A Global News investigation into Cameron Ortis, an alleged Royal Canadian Mounted Police (RCMP) mole arrested in 2019, has revealed a connection with Altaf Khanani, a money laundering kingpin with links to “foreign terrorist organizations and the Iranian regime.”
“Hopefully [the Ortis case] should drive home the point that this is a serious crisis,” Kaveh Shahrooz, a lawyer and Liberal Party politician, told Global News. “The Iranian community needs to be protected from international money laundering and terrorist networks with ties to Iran.”
The administration of President Donald Trump sanctioned Iran’s financial system after it withdrew in 2018 from Iran’s 2015 nuclear deal with world powers, the JCPOA (Joint Comprehensive Plan of Action). Banking ties with Iran are also impeded by the intergovernmental Financial Action Task Force (FATF) placing Iran on a blacklist in February 2020.
Iran’s watchdog Expediency Council has since 2018 blocked the approval of two government anti-money laundering bills required to bring Iran in line with the FATF rules to ensure banking transparency. While President Hassan Rouhani supports the legislation, its principlist critics say it would compromise Iranian sovereignty, undermine self-reliance, and make Iran more vulnerable to punitive US action.
Sources including former RCMP anti-money laundering expert Garry Clement told Global News that Toronto had become an important channel for unofficial money exchanging through the Middle East going back to international banking sanctions imposed on Iran in 2010. Currency shops help Iranians and the Iranian regime evade sanctions, they told Global News.
In November Global News said it had obtained a CSIS (Canadian Security Intelligence Service) report from December 2019 which alleged a 44-year-old Iranian investor immigrant, Alireza Onghaei, had routed millions of dollars to Canada through Dubai, United Arab Emirates, to circumvent sanctions on Iran. According to CSIS, one transfer alone was for $600,000.
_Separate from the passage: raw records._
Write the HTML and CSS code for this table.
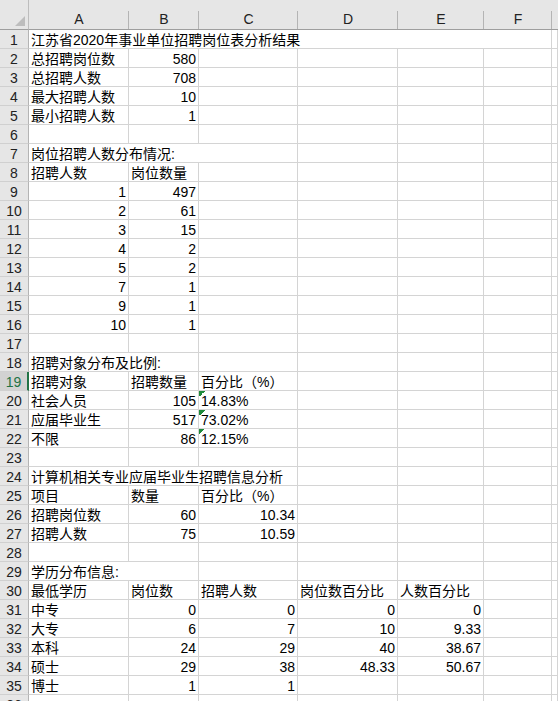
FILE: index.html
```html
<!DOCTYPE html>
<html lang="zh-CN">
<head>
<meta charset="utf-8">
<title>江苏省2020年事业单位招聘岗位表分析结果</title>
<link rel="stylesheet" href="styles.css">
</head>
<body>
<div class="sheet">
  <div class="corner"><svg width="10" height="10" viewBox="0 0 10 10"><polygon points="10,0 10,10 0,10" fill="#bdbdbd"/></svg></div>
  <div class="ch">A</div><div class="ch">B</div><div class="ch">C</div><div class="ch">D</div><div class="ch">E</div><div class="ch">F</div><div class="ch last"></div>

  <div class="n">1</div><div class="c s6">江苏省2020年事业单位招聘岗位表分析结果</div><div class="c"></div>
  <div class="n">2</div><div class="c">总招聘岗位数</div><div class="c r">580</div><div class="c"></div><div class="c"></div><div class="c"></div><div class="c"></div><div class="c"></div>
  <div class="n">3</div><div class="c">总招聘人数</div><div class="c r">708</div><div class="c"></div><div class="c"></div><div class="c"></div><div class="c"></div><div class="c"></div>
  <div class="n">4</div><div class="c">最大招聘人数</div><div class="c r">10</div><div class="c"></div><div class="c"></div><div class="c"></div><div class="c"></div><div class="c"></div>
  <div class="n">5</div><div class="c">最小招聘人数</div><div class="c r">1</div><div class="c"></div><div class="c"></div><div class="c"></div><div class="c"></div><div class="c"></div>
  <div class="n">6</div><div class="c"></div><div class="c"></div><div class="c"></div><div class="c"></div><div class="c"></div><div class="c"></div><div class="c"></div>
  <div class="n">7</div><div class="c s3">岗位招聘人数分布情况:</div><div class="c"></div><div class="c"></div><div class="c"></div><div class="c"></div>
  <div class="n">8</div><div class="c">招聘人数</div><div class="c">岗位数量</div><div class="c"></div><div class="c"></div><div class="c"></div><div class="c"></div><div class="c"></div>
  <div class="n">9</div><div class="c r">1</div><div class="c r">497</div><div class="c"></div><div class="c"></div><div class="c"></div><div class="c"></div><div class="c"></div>
  <div class="n">10</div><div class="c r">2</div><div class="c r">61</div><div class="c"></div><div class="c"></div><div class="c"></div><div class="c"></div><div class="c"></div>
  <div class="n">11</div><div class="c r">3</div><div class="c r">15</div><div class="c"></div><div class="c"></div><div class="c"></div><div class="c"></div><div class="c"></div>
  <div class="n">12</div><div class="c r">4</div><div class="c r">2</div><div class="c"></div><div class="c"></div><div class="c"></div><div class="c"></div><div class="c"></div>
  <div class="n">13</div><div class="c r">5</div><div class="c r">2</div><div class="c"></div><div class="c"></div><div class="c"></div><div class="c"></div><div class="c"></div>
  <div class="n">14</div><div class="c r">7</div><div class="c r">1</div><div class="c"></div><div class="c"></div><div class="c"></div><div class="c"></div><div class="c"></div>
  <div class="n">15</div><div class="c r">9</div><div class="c r">1</div><div class="c"></div><div class="c"></div><div class="c"></div><div class="c"></div><div class="c"></div>
  <div class="n">16</div><div class="c r">10</div><div class="c r">1</div><div class="c"></div><div class="c"></div><div class="c"></div><div class="c"></div><div class="c"></div>
  <div class="n">17</div><div class="c"></div><div class="c"></div><div class="c"></div><div class="c"></div><div class="c"></div><div class="c"></div><div class="c"></div>
  <div class="n">18</div><div class="c s2">招聘对象分布及比例:</div><div class="c"></div><div class="c"></div><div class="c"></div><div class="c"></div><div class="c"></div>
  <div class="n sel">19</div><div class="c">招聘对象</div><div class="c">招聘数量</div><div class="c">百分比（%）</div><div class="c"></div><div class="c"></div><div class="c"></div><div class="c"></div>
  <div class="n">20</div><div class="c">社会人员</div><div class="c r">105</div><div class="c flag">14.83%</div><div class="c"></div><div class="c"></div><div class="c"></div><div class="c"></div>
  <div class="n">21</div><div class="c">应届毕业生</div><div class="c r">517</div><div class="c flag">73.02%</div><div class="c"></div><div class="c"></div><div class="c"></div><div class="c"></div>
  <div class="n">22</div><div class="c">不限</div><div class="c r">86</div><div class="c flag">12.15%</div><div class="c"></div><div class="c"></div><div class="c"></div><div class="c"></div>
  <div class="n">23</div><div class="c"></div><div class="c"></div><div class="c"></div><div class="c"></div><div class="c"></div><div class="c"></div><div class="c"></div>
  <div class="n">24</div><div class="c s3">计算机相关专业应届毕业生招聘信息分析</div><div class="c"></div><div class="c"></div><div class="c"></div><div class="c"></div>
  <div class="n">25</div><div class="c">项目</div><div class="c">数量</div><div class="c">百分比（%）</div><div class="c"></div><div class="c"></div><div class="c"></div><div class="c"></div>
  <div class="n">26</div><div class="c">招聘岗位数</div><div class="c r">60</div><div class="c r">10.34</div><div class="c"></div><div class="c"></div><div class="c"></div><div class="c"></div>
  <div class="n">27</div><div class="c">招聘人数</div><div class="c r">75</div><div class="c r">10.59</div><div class="c"></div><div class="c"></div><div class="c"></div><div class="c"></div>
  <div class="n">28</div><div class="c"></div><div class="c"></div><div class="c"></div><div class="c"></div><div class="c"></div><div class="c"></div><div class="c"></div>
  <div class="n">29</div><div class="c s2">学历分布信息:</div><div class="c"></div><div class="c"></div><div class="c"></div><div class="c"></div><div class="c"></div>
  <div class="n">30</div><div class="c">最低学历</div><div class="c">岗位数</div><div class="c">招聘人数</div><div class="c">岗位数百分比</div><div class="c">人数百分比</div><div class="c"></div><div class="c"></div>
  <div class="n">31</div><div class="c">中专</div><div class="c r">0</div><div class="c r">0</div><div class="c r">0</div><div class="c r">0</div><div class="c"></div><div class="c"></div>
  <div class="n">32</div><div class="c">大专</div><div class="c r">6</div><div class="c r">7</div><div class="c r">10</div><div class="c r">9.33</div><div class="c"></div><div class="c"></div>
  <div class="n">33</div><div class="c">本科</div><div class="c r">24</div><div class="c r">29</div><div class="c r">40</div><div class="c r">38.67</div><div class="c"></div><div class="c"></div>
  <div class="n">34</div><div class="c">硕士</div><div class="c r">29</div><div class="c r">38</div><div class="c r">48.33</div><div class="c r">50.67</div><div class="c"></div><div class="c"></div>
  <div class="n">35</div><div class="c">博士</div><div class="c r">1</div><div class="c r">1</div><div class="c"></div><div class="c"></div><div class="c"></div><div class="c"></div>
  <div class="n">36</div><div class="c"></div><div class="c"></div><div class="c"></div><div class="c"></div><div class="c"></div><div class="c"></div><div class="c"></div>
</div>
</body>
</html>
```
FILE: styles.css
```css
html, body {
  margin: 0;
  padding: 0;
  background: #ffffff;
  overflow: hidden;
}

body {
  font-family: "Liberation Sans", "Noto Sans CJK SC", sans-serif;
  font-size: 14px;
  color: #000;
}

.sheet {
  display: grid;
  grid-template-columns: 29px 100px 70px 99px 100px 86px 68px 1fr;
  grid-template-rows: 30px;
  grid-auto-rows: 19px;
  width: 558px;
}

.corner {
  background: #e6e6e6;
  border-right: 1px solid #bdbdbd;
  border-bottom: 1px solid #9e9e9e;
  box-sizing: border-box;
  display: flex;
  justify-content: flex-end;
  align-items: flex-end;
  padding: 0 3px 3px 0;
}

.ch {
  background-color: #e6e6e6;
  background-image: linear-gradient(#b4b4b4, #b4b4b4);
  background-repeat: no-repeat;
  background-size: 1px 18px;
  background-position: right bottom;
  border-bottom: 1px solid #9e9e9e;
  box-sizing: border-box;
  display: flex;
  align-items: flex-end;
  justify-content: center;
  padding-bottom: 2px;
  line-height: 16px;
  color: #222;
}

.ch.last {
  background-image: none;
}

.n {
  background: #e6e6e6;
  border-right: 1px solid #b4b4b4;
  border-bottom: 1px solid #d0d0d0;
  box-sizing: border-box;
  text-align: center;
  line-height: 18px;
  padding-top: 1px;
  color: #222;
}

.n.sel {
  background: #d2d2d2;
  color: #217346;
  border-right: 2px solid #217346;
}

.c {
  border-right: 1px solid #d4d4d4;
  border-bottom: 1px solid #d4d4d4;
  box-sizing: border-box;
  padding: 1px 2px 0 2px;
  line-height: 18px;
  white-space: nowrap;
  overflow: hidden;
}

.r {
  text-align: right;
}

.s2 { grid-column: span 2; }
.s3 { grid-column: span 3; }
.s6 { grid-column: span 6; }

.flag {
  background-image: linear-gradient(135deg, #1f8a3b 50%, transparent 50%);
  background-size: 6px 6px;
  background-repeat: no-repeat;
  background-position: 0 0;
}
```
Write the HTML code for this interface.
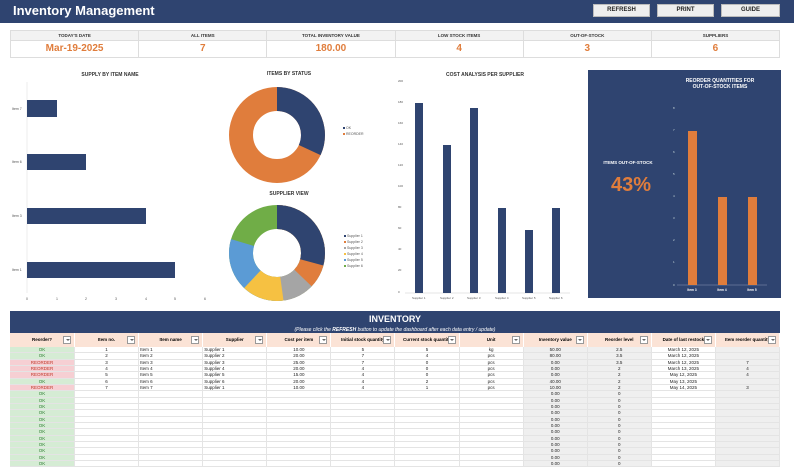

In a September 2020 article published on the website of the Washington-based think-tank and lobby group, Foundation for Defense of Democracies (FDD), Alireza Nader alleged that Canada was a major hub for Iran while the Canadian Prime Minister Justin Trudeau’s government pursued a “fruitless policy of engagement with Tehran.” The FDD argues that new US President Joe Biden should keep US sanctions imposed by Trump as “leverage.”